Write out again, unaltered, the lines from the start through the line containing "const V_LINES = [52, 116, 180, 244, 308, 372];".

### [DATASET EXCERPT]
-.-.-
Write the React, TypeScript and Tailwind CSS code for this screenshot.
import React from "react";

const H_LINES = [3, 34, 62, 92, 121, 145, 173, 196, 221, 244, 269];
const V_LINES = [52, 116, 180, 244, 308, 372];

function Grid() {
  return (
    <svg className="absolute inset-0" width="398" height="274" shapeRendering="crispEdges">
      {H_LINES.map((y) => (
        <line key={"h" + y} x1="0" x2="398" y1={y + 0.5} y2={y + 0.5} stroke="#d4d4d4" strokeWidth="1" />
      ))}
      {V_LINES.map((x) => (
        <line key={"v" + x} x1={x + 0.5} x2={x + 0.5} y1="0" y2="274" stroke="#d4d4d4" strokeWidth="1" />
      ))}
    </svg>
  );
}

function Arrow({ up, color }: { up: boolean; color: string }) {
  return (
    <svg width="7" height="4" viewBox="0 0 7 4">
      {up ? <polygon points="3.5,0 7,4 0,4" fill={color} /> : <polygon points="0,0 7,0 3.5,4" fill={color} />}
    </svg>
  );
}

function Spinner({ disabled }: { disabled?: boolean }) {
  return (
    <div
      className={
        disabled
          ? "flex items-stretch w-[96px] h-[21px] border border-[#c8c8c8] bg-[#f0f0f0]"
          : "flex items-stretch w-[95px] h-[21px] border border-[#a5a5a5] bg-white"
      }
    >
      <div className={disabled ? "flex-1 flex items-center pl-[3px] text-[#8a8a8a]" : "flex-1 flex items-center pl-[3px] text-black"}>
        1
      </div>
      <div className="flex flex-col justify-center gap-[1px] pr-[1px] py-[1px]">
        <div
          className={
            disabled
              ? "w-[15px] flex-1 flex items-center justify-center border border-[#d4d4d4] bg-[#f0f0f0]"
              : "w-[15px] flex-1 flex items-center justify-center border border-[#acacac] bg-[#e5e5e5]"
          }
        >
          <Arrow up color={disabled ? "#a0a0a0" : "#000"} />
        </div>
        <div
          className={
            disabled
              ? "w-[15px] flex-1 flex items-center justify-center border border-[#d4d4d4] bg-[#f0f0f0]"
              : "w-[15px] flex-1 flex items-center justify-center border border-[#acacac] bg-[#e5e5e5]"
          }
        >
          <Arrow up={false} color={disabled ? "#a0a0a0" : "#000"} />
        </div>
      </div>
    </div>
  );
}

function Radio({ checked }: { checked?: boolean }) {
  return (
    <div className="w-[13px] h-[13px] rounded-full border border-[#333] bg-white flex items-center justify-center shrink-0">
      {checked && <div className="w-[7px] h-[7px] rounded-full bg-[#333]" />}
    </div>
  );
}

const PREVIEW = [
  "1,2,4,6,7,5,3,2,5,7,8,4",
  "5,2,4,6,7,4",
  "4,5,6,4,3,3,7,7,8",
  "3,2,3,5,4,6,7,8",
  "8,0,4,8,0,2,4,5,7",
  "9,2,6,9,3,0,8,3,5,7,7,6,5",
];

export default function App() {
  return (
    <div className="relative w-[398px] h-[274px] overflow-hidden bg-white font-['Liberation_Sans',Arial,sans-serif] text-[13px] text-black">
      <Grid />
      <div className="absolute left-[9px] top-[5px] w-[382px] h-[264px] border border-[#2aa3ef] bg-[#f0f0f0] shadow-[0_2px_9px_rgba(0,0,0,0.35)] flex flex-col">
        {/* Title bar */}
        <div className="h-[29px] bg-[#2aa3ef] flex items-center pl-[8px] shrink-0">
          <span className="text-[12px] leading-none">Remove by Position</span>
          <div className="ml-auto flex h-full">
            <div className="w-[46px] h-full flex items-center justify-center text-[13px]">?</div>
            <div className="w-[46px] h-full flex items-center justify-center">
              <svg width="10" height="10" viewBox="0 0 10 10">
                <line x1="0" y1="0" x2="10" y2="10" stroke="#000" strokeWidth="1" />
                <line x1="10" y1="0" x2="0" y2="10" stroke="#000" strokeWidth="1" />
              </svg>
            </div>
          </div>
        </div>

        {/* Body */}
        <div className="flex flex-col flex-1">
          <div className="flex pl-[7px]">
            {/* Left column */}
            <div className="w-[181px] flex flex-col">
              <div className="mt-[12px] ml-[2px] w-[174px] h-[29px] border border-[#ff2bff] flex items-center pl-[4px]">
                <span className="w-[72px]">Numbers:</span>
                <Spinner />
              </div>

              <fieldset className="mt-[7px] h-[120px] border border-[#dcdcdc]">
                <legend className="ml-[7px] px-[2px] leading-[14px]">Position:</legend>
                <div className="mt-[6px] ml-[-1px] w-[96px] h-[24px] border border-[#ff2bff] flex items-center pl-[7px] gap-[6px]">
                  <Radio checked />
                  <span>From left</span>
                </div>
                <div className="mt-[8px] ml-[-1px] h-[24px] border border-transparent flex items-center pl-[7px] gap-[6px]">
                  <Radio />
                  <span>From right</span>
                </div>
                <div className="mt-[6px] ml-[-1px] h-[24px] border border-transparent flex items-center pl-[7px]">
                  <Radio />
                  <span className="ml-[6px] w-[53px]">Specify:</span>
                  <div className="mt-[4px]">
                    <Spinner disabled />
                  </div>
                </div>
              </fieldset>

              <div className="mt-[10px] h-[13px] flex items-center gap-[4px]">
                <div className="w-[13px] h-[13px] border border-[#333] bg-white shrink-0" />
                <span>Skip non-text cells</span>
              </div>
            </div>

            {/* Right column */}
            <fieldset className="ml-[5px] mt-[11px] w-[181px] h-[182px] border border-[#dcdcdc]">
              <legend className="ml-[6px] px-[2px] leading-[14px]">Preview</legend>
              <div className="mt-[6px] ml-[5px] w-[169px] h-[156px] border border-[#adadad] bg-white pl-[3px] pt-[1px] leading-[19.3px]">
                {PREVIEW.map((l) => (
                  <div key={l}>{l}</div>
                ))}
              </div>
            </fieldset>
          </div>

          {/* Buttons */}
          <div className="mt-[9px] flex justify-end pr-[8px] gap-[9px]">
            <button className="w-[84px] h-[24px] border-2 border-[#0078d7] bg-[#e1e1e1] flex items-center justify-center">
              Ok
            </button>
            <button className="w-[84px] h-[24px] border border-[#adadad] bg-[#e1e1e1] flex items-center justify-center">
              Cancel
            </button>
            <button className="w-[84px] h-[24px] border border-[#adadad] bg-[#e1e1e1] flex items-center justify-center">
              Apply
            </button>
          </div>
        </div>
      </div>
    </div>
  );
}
-.-.-
### [REPLY]
Write the React, TypeScript and Tailwind CSS code for this screenshot.
import React from "react";

const H_LINES = [3, 34, 62, 92, 121, 145, 173, 196, 221, 244, 269];
const V_LINES = [52, 116, 180, 244, 308, 372];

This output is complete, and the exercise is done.